The KGB relied heavily upon “bugs” planted in key Vatican offices. One especially audacious (and odious) stunt was for a housekeeper couple to present a 10-inch ceramic statute of the Virgin Mary to Cardinal Agostino Caseroli. The husband was Cardinal Caseroli’s uncle. Mr. Koehler writes, “What a betrayal by his own nephew! Inside the revered religious icon was a ’bug,’ a tiny but powerful transmitter which was monitored from outside the building by the couples’ handler from the Soviet embassy in Rome.” Another transmitter was secreted in an armoire in the cardinal’s dining room. Mr. Koehler reproduces pages of these transcripts that he acquired from Stasi files after the collapse of East Germany.
One report recounted a 1970 meeting between Pope Paul VI and President Nixon at which Vietnam and the Middle East were discussed. Another summarized a talk between the pontiff and Secretary of State William Rogers. The East German security service, Stasi, and Bulgarian and Polish agents did much of the spying scut work. But their “take” was quickly shared with the KGB.
Mr. Koehler identifies by name a staggering number of priests who spied on their own masters, either because of blackmail or ideological weaknesses. The Soviet spy rings were vast and effective.
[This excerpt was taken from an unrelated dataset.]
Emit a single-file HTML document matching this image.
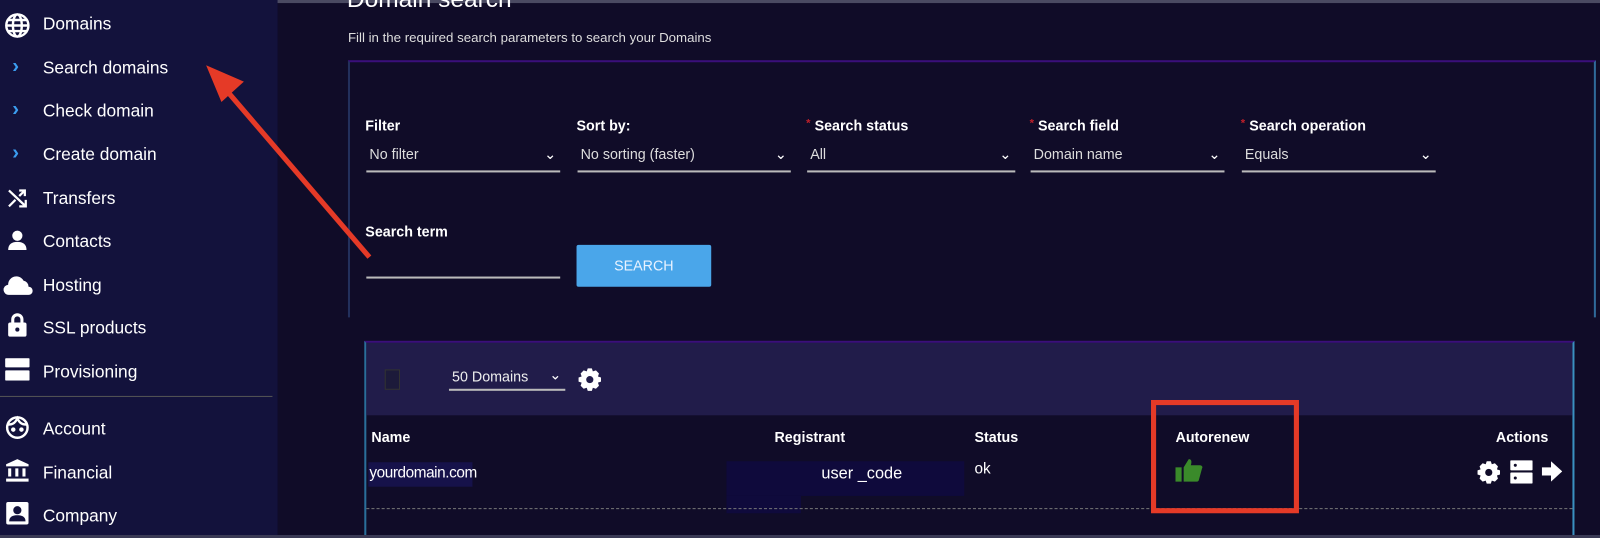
<!DOCTYPE html>
<html><head><style>
*{margin:0;padding:0;box-sizing:border-box}
html,body{width:1600px;height:538px;overflow:hidden}
body{background:#100c28;font-family:"Liberation Sans",sans-serif;color:#fff;position:relative}
#wrap{position:absolute;left:0;top:0;width:1568px;height:528px;transform:scale(1.0204);transform-origin:0 0}
.abs{position:absolute}
#side{left:0;top:0;width:272px;height:538px;background:#13123c}
.item{position:absolute;left:42px;font-size:17px;color:#fff}
.ic{position:absolute;left:4px}
.chev{position:absolute;left:12px;color:#3b9df0;font-size:20px;font-weight:bold}
.lbl{position:absolute;font-size:14px;font-weight:bold}
.star{color:#c0202a;font-size:11px;vertical-align:top;margin-right:4px}
.sel{position:absolute;height:1px;border-bottom:2px solid #bbb;font-size:14px}
.sel span{position:absolute;left:3px;top:-24px;color:#ddd;white-space:nowrap}
.sel i{position:absolute;right:4px;top:-24px;font-style:normal}
.th{position:absolute;top:420px;font-size:14px;font-weight:bold}
</style></head><body><div id="wrap">
<div class="abs" style="left:0;top:0;width:1600px;height:3px;background:#4a4a62"></div>
<div id="side" class="abs">
 <div class="item" style="top:14px">Domains</div>
 <svg class="ic" style="top:12px" width="26" height="26" viewBox="0 0 24 24" fill="none" stroke="#fff" stroke-width="2.2"><circle cx="12" cy="12" r="10"/><ellipse cx="12" cy="12" rx="4" ry="10"/><path d="M2 12h20M4 7h16M4 17h16"/></svg>
 <div class="chev" style="top:54px">›</div><div class="item" style="top:57px">Search domains</div>
 <div class="chev" style="top:96px">›</div><div class="item" style="top:99px">Check domain</div>
 <div class="chev" style="top:139px">›</div><div class="item" style="top:142px">Create domain</div>
 <svg class="ic" style="top:183px;left:6px" width="22" height="22" viewBox="0 0 24 24" fill="none" stroke="#fff" stroke-width="2.4"><path d="M3 4l18 17M14 21h7v-7M3 21L10 14M14 10l6-6M14 4h6v6"/></svg>
 <div class="item" style="top:185px">Transfers</div>
 <svg class="ic" style="top:225px;left:7px" width="20" height="20" viewBox="0 0 20 20" fill="#fff"><circle cx="10" cy="6" r="5"/><path d="M1 20c0-6 4-8 9-8s9 2 9 8z"/></svg>
 <div class="item" style="top:227px">Contacts</div>
 <svg class="ic" style="top:268px;left:3px" width="30" height="22" viewBox="0 0 30 22" fill="#fff"><path d="M6 21a5 5 0 0 1-1-10 8 8 0 0 1 15-4 6 6 0 0 1 5 6 4 4 0 0 1 0 8z"/></svg>
 <div class="item" style="top:270px">Hosting</div>
 <svg class="ic" style="top:306px;left:7px" width="20" height="24" viewBox="0 0 20 24" fill="#fff"><path d="M4 10V7a6 6 0 0 1 12 0v3h-3V7a3 3 0 0 0-6 0v3z"/><rect x="1" y="10" width="18" height="14" rx="2"/><circle cx="10" cy="17" r="2" fill="#13123c"/></svg>
 <div class="item" style="top:312px">SSL products</div>
 <svg class="ic" style="top:351px;left:5px" width="24" height="22" viewBox="0 0 24 22" fill="#fff"><rect x="0" y="0" width="24" height="9" rx="1"/><rect x="0" y="12" width="24" height="10" rx="1"/></svg>
 <div class="item" style="top:355px">Provisioning</div>
 <div class="abs" style="left:0;top:388px;width:267px;height:1px;background:#555"></div>
 <svg class="ic" style="top:407px;left:5px" width="24" height="24" viewBox="0 0 24 24" fill="none" stroke="#fff" stroke-width="2.4"><circle cx="12" cy="12" r="10"/><circle cx="8" cy="14" r="1" fill="#fff"/><circle cx="16" cy="14" r="1" fill="#fff"/><path d="M3 9c5 0 7-2 9-6 2 4 4 6 9 6"/></svg>
 <div class="item" style="top:411px">Account</div>
 <svg class="ic" style="top:449px;left:5px" width="24" height="24" viewBox="0 0 24 24" fill="#fff"><path d="M12 1l11 5v2H1V6z"/><rect x="3" y="10" width="3" height="8"/><rect x="10" y="10" width="3" height="8"/><rect x="17" y="10" width="3" height="8"/><rect x="1" y="20" width="22" height="3"/></svg>
 <div class="item" style="top:454px">Financial</div>
 <svg class="ic" style="top:492px;left:6px" width="22" height="22" viewBox="0 0 22 22" fill="#fff"><rect width="22" height="22" rx="2"/><circle cx="11" cy="8" r="4" fill="#13123c"/><path d="M3 19c0-5 4-6 8-6s8 1 8 6z" fill="#13123c"/></svg>
 <div class="item" style="top:496px">Company</div>
</div>
<div class="abs" style="left:340px;top:-14px;font-size:24px">Domain search</div>
<div class="abs" style="left:341px;top:29px;font-size:13px;color:#ddd">Fill in the required search parameters to search your Domains</div>
<div class="abs" style="left:341px;top:59px;width:1223px;height:252px;border-top:2px solid #3a0f7a;border-left:2px solid #23305c;border-right:2px solid #2f6a9a"></div>
<div class="lbl" style="left:358px;top:115px">Filter</div>
<div class="lbl" style="left:565px;top:115px">Sort by:</div>
<div class="lbl" style="left:790px;top:115px"><span class="star">*</span>Search status</div>
<div class="lbl" style="left:1009px;top:115px"><span class="star">*</span>Search field</div>
<div class="lbl" style="left:1216px;top:115px"><span class="star">*</span>Search operation</div>
<div class="sel" style="left:359px;top:167px;width:190px"><span>No filter</span><i>⌄</i></div>
<div class="sel" style="left:566px;top:167px;width:209px"><span>No sorting (faster)</span><i>⌄</i></div>
<div class="sel" style="left:791px;top:167px;width:204px"><span>All</span><i>⌄</i></div>
<div class="sel" style="left:1010px;top:167px;width:190px"><span>Domain name</span><i>⌄</i></div>
<div class="sel" style="left:1217px;top:167px;width:190px"><span>Equals</span><i>⌄</i></div>
<div class="lbl" style="left:358px;top:219px">Search term</div>
<div class="sel" style="left:359px;top:271px;width:190px"></div>
<div class="abs" style="left:565px;top:240px;width:132px;height:41px;background:#4aa6ea;border-radius:2px;text-align:center;line-height:41px;font-size:14px;color:#e8f2ff">SEARCH</div>
<div class="abs" style="left:357px;top:334px;width:1186px;height:204px;border-top:2px solid #3a0f7a;border-left:2px solid #2a6f9a;border-right:2px solid #3a90c0"></div>
<div class="abs" style="left:359px;top:336px;width:1182px;height:71px;background:#211c4a"></div>
<div class="abs" style="left:377px;top:362px;width:15px;height:20px;border:1px solid #333;background:#1c1a3a"></div>
<div class="sel" style="left:440px;top:381px;width:114px"><span style="left:3px;top:-20px;color:#eee">50 Domains</span><i style="top:-22px">⌄</i></div>
<svg class="abs" style="left:566px;top:360px" width="24" height="24" viewBox="0 0 24 24" fill="#fff"><path d="M10 1h4l1 3 3-1 3 3-1 3 3 1v4l-3 1 1 3-3 3-3-1-1 3h-4l-1-3-3 1-3-3 1-3-3-1v-4l3-1-1-3 3-3 3 1z"/><circle cx="12" cy="12" r="3.5" fill="#211c4a"/></svg>
<div class="th" style="left:364px">Name</div>
<div class="th" style="left:759px">Registrant</div>
<div class="th" style="left:955px">Status</div>
<div class="th" style="left:1152px">Autorenew</div>
<div class="th" style="left:1466px">Actions</div>
<div class="abs" style="left:361px;top:453px;width:102px;height:24px;background:#16124a"></div>
<div class="abs" style="left:362px;top:455px;font-size:15px;letter-spacing:-0.4px">yourdomain.com</div>
<div class="abs" style="left:712px;top:452px;width:233px;height:34px;background:#0f0a3c"></div>
<div class="abs" style="left:712px;top:486px;width:73px;height:17px;background:#0f0a3c"></div>
<div class="abs" style="left:805px;top:456px;font-size:16px">user _code</div>
<div class="abs" style="left:955px;top:451px;font-size:15px">ok</div>
<svg class="abs" style="left:1152px;top:449px" width="28" height="24" viewBox="0 0 28 24" fill="#3a8a2a"><rect x="0" y="9" width="6" height="14"/><path d="M8 9l5-8c3 0 3 3 2 6h9c2 0 3 2 2 3l-3 11c0 1-1 2-2 2H8z"/></svg>
<svg class="abs" style="left:1447px;top:451px" width="24" height="24" viewBox="0 0 24 24" fill="#fff"><path d="M10 1h4l1 3 3-1 3 3-1 3 3 1v4l-3 1 1 3-3 3-3-1-1 3h-4l-1-3-3 1-3-3 1-3-3-1v-4l3-1-1-3 3-3 3 1z"/><circle cx="12" cy="12" r="3.5" fill="#100c28"/></svg>
<svg class="abs" style="left:1480px;top:451px" width="22" height="23" viewBox="0 0 22 23" fill="#fff"><rect width="22" height="10" rx="1"/><rect y="12" width="22" height="11" rx="1"/><circle cx="5" cy="5" r="1.5" fill="#100c28"/><circle cx="5" cy="17.5" r="1.5" fill="#100c28"/></svg>
<svg class="abs" style="left:1511px;top:452px" width="20" height="20" viewBox="0 0 20 20" fill="#fff"><path d="M0 6h9V0l11 10-11 10v-6H0z"/></svg>
<div class="abs" style="left:359px;top:498px;width:1182px;height:1px;border-top:1px dashed #777"></div>
<div class="abs" style="left:1128px;top:392px;width:145px;height:111px;border:5px solid #e53a27"></div>
<svg class="abs" style="left:0;top:0" width="400" height="300"><line x1="362" y1="252" x2="218" y2="84" stroke="#e53a27" stroke-width="5"/><path d="M202 64l37 16-22 20z" fill="#e53a27"/></svg>
</div>
<div class="abs" style="left:0;top:535px;width:1600px;height:3px;background:#3a3a55"></div>
</body></html>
But there were Vatican successes as well. The KGB scoured schools in the Ukraine for young men who were schooled in spycraft, then steered into the priesthood. But within months, many were detected and dispatched home by Father Robert A. Graham, originally from San Francisco, a Jesuit counterintelligence expert who had learned his trade fighting Nazi infiltration of the Vatican.
In Poland, the communist services recruited an estimated 10 percent to 14 percent of the serving priests to spy on the church. Inquiries are ferreting out and humiliating these persons with regularity.
Mr. Koehler accepts contentions that ultimate responsibility for the attempted murder of Pope John Paul II lies with the Soviets, acting through Bulgarian surrogates. The myriad theories swirling around Europe — a cottage industry rivaling in scope the JFK assassination — are beyond the scope of a 500-word commentary.
Mr. Koehler, a former Army counterintelligence officer, reported for the Associated Press for 40 years, chiefly from Europe. A must-read that ranks with his earlier book on the Stasi.